--- Start of Data excerpts ---

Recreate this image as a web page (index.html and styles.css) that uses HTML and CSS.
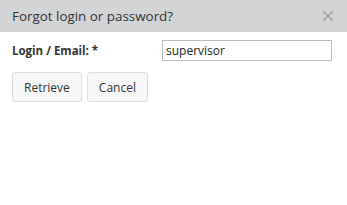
FILE: index.html
```html
<!DOCTYPE html>
<html lang="en">
<head>
  <meta charset="UTF-8">
  <title>Forgot login or password?</title>
  <link rel="stylesheet" href="styles.css">
</head>
<body>
  <div class="dialog">
    <div class="dialog-header">
      <span class="dialog-title">Forgot login or password?</span>
      <button class="close-btn" aria-label="Close">
        <svg width="12" height="12" viewBox="0 0 12 12"><path d="M1 1 L11 11 M11 1 L1 11" stroke="#9a9b9c" stroke-width="1.3" fill="none"/></svg>
      </button>
    </div>
    <div class="dialog-body">
      <div class="form-row">
        <label class="form-label" for="login">Login / Email: *</label>
        <input class="form-input" id="login" type="text" value="supervisor">
      </div>
      <div class="button-group">
        <button class="btn">Retrieve</button>
        <button class="btn">Cancel</button>
      </div>
    </div>
  </div>
</body>
</html>
```

FILE: styles.css
```css
* {
  margin: 0;
  padding: 0;
  box-sizing: border-box;
  font-family: 'Open Sans', 'Noto Sans', sans-serif;
}

body {
  background: #fff;
  width: 347px;
  height: 205px;
  overflow: hidden;
}

.dialog-header {
  height: 32px;
  background: #d3d4d5;
  display: flex;
  align-items: center;
  justify-content: space-between;
  padding: 0 12px;
}

.dialog-title {
  font-size: 13.4px;
  color: #333;
}

.close-btn {
  background: none;
  border: none;
  width: 12px;
  height: 12px;
  display: flex;
  cursor: pointer;
  margin-right: 1px;
}

.dialog-body {
  padding: 8px 12px;
}

.form-row {
  display: flex;
  align-items: center;
  height: 21px;
}

.form-label {
  width: 150px;
  font-size: 11.5px;
  font-weight: bold;
  color: #333;
}

.form-input {
  width: 170px;
  height: 21px;
  border: 1px solid #bbb;
  padding: 0 3px;
  font-size: 12px;
  color: #222;
  outline: none;
}

.button-group {
  display: flex;
  gap: 5px;
  margin-top: 11px;
}

.btn {
  height: 30px;
  padding: 0 11px;
  font-size: 12px;
  color: #333;
  background: #f7f7f7;
  border: 1px solid #ddd;
  border-radius: 3px;
  cursor: pointer;
}
```
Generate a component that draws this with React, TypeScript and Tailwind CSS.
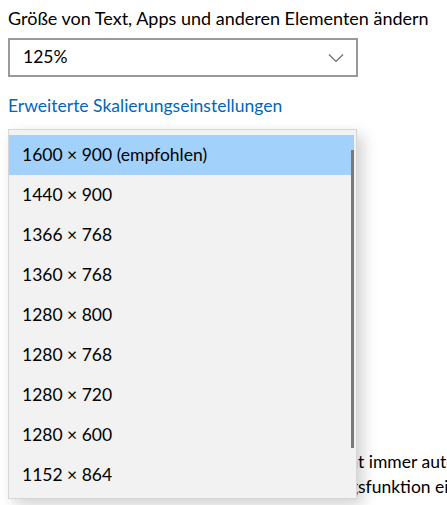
const resolutions = [
  '1600 × 900 (empfohlen)',
  '1440 × 900',
  '1366 × 768',
  '1360 × 768',
  '1280 × 800',
  '1280 × 768',
  '1280 × 720',
  '1280 × 600',
  '1152 × 864',
]

function Chevron() {
  return (
    <svg width="16" height="10" viewBox="0 0 16 10" fill="none" stroke="#6b6b6b" strokeWidth="1.2">
      <path d="M1 1.5 L8 8.5 L15 1.5" />
    </svg>
  )
}

export default function App() {
  return (
    <div
      className="relative h-[505px] w-[447px] overflow-hidden bg-white text-[#000]"
      style={{ fontFamily: 'Lato, "Noto Sans", sans-serif' }}
    >
      <div className="flex flex-col pl-2 pt-[5px]">
        <p className="text-[18px] leading-[26px] whitespace-nowrap">Größe von Text, Apps und anderen Elementen ändern</p>
        <div className="mt-[7px] flex h-[39px] w-[350px] items-center justify-between border-2 border-[#999999] pl-[13px] pr-[12px]">
          <span className="text-[17.5px]">125%</span>
          <Chevron />
        </div>
        <a className="mt-[16px] text-[17.5px] leading-[26px] text-[#0067b8]">Erweiterte Skalierungseinstellungen</a>
        <div className="mt-[330px] flex flex-col text-[17.5px] leading-[25px] whitespace-nowrap">
          <p className="flex">
            <span className="flex w-[350px] shrink-0 justify-end overflow-hidden">Ältere Bildschirme werden möglicherweise nich</span>
            <span>t immer automatisch</span>
          </p>
          <p className="flex">
            <span className="flex w-[350px] shrink-0 justify-end overflow-hidden">verbunden. Wählen Sie die Erkennung</span>
            <span>sfunktion ein, um sie</span>
          </p>
          <p>herzustellen.</p>
        </div>
      </div>

      <div className="absolute left-2 top-[129px] w-[349px] border border-[#d6d6d6] bg-[#f2f2f2] pt-[5px] pb-[3px] shadow-[6px_6px_14px_rgba(0,0,0,0.18)]">
        <div className="relative">
          {resolutions.map((r, i) => (
            <div
              key={r}
              className={
                'flex h-[40px] items-center pl-[13px] text-[17.5px] ' + (i === 0 ? 'bg-[#a2d2fb] mr-[2px]' : '')
              }
            >
              {r}
            </div>
          ))}
          <div className="absolute right-[2px] top-[15px] h-[298px] w-[3px] bg-[#7a7a7a]" />
        </div>
      </div>
    </div>
  )
}
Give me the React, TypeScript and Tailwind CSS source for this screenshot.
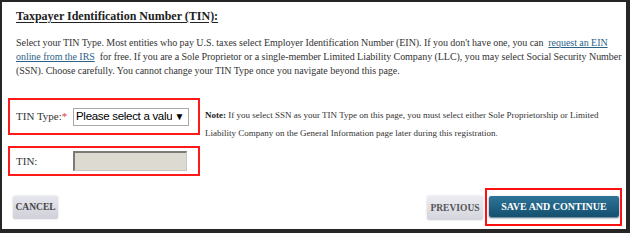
import React from 'react';

const serif = "font-['Liberation_Serif',serif]";

function Box({ children, className = '' }: { children: React.ReactNode; className?: string }) {
  return <div className={`border-2 border-[#ff1a1a] flex items-center ${className}`}>{children}</div>;
}

export default function App() {
  return (
    <div
      className={`relative h-[233px] w-[630px] overflow-hidden border-t-2 border-l-2 border-r-4 border-b-4 border-[#262626] bg-white text-[#333] ${serif}`}
    >
      <div className="pl-[14px] pt-[6px]">
        <h1 className={`text-[12px] font-bold leading-[17px] text-[#222] underline underline-offset-2 ${serif}`}>
          Taxpayer Identification Number (TIN):
        </h1>
        <p className={`mt-[11px] whitespace-nowrap text-[10px] leading-[14px] tracking-[-0.05px] ${serif}`}>
          Select your TIN Type. Most entities who pay U.S. taxes select Employer Identification Number (EIN). If you
          don't have one, you can&nbsp;{' '}
          <a className="text-[#2d6286] underline" href="#">
            request an EIN
          </a>
          <br />
          <a className="text-[#2d6286] underline" href="#">
            online from the IRS
          </a>
          &nbsp; for free. If you are a Sole Proprietor or a single-member Limited Liability Company (LLC), you may
          select Social Security Number
          <br />
          (SSN). Choose carefully. You cannot change your TIN Type once you navigate beyond this page.
        </p>
      </div>

      <div className="mt-[20px] flex pl-[6px]">
        <div className="flex w-[192px] flex-col gap-[11px]">
          <Box className="h-[37px] pl-[6px]">
            <span className="w-[57px] text-[11px]">
              TIN Type:<span className="text-[#e0383e]">*</span>
            </span>
            <div className="flex h-[18px] w-[116px] items-center border border-[#a9a9a9] bg-white pl-[2px] pr-[4px] font-['Liberation_Sans',Arial,sans-serif] text-[11.5px] leading-none tracking-[-0.3px] text-black">
              <span className="min-w-0 flex-1 overflow-hidden whitespace-nowrap">Please select a valu</span>
              <span className="ml-[2px] text-[10px]">▼</span>
            </div>
          </Box>
          <Box className="h-[30px] pl-[6px]">
            <span className="w-[57px] text-[11px]">TIN:</span>
            <div className="h-[20px] w-[114px] border border-t-2 border-l-2 border-t-[#7a7a76] border-l-[#7a7a76] border-r-[#c9c8c0] border-b-[#c9c8c0] bg-[#dddbd1]" />
          </Box>
        </div>
        <div className="ml-[5px] pt-[8px] whitespace-nowrap text-[9px] leading-[18px]">
          <b className="text-[#222]">Note:</b> If you select SSN as your TIN Type on this page, you must select either
          Sole Proprietorship or Limited
          <br />
          Liability Company on the General Information page later during this registration.
        </div>
      </div>

      <div className="mt-[12px] flex items-center justify-between">
        <button className="ml-[11px] h-[23px] w-[45px] rounded-[2px] bg-gradient-to-b from-[#e6e6ee] to-[#cfd0d8] text-[9.5px] font-bold text-[#444] shadow-[0_0_2px_#c8c8d0]">
          CANCEL
        </button>
        <div className="flex items-center">
          <button className="mr-[2px] mt-[2px] h-[24px] w-[56px] rounded-[2px] bg-gradient-to-b from-[#ececf2] to-[#d4d4dc] text-[9.5px] font-bold text-[#555] shadow-[0_0_2px_#c8c8d0]">
            PREVIOUS
          </button>
          <div className="mr-[4px] flex h-[38px] w-[137px] items-start border-2 border-[#ff1010] pl-[2px] pt-[6px]">
            <button className="h-[21px] w-[130px] rounded-[2px] bg-gradient-to-b from-[#2e7498] to-[#15506f] text-[10px] font-bold text-white shadow-[0_1px_2px_#4a6a80]">
              SAVE AND CONTINUE
            </button>
          </div>
        </div>
      </div>
    </div>
  );
}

--- End of Data excerpts ---

For the data above, state how many lines contain "TypeScript"; the number is the whole answer.

2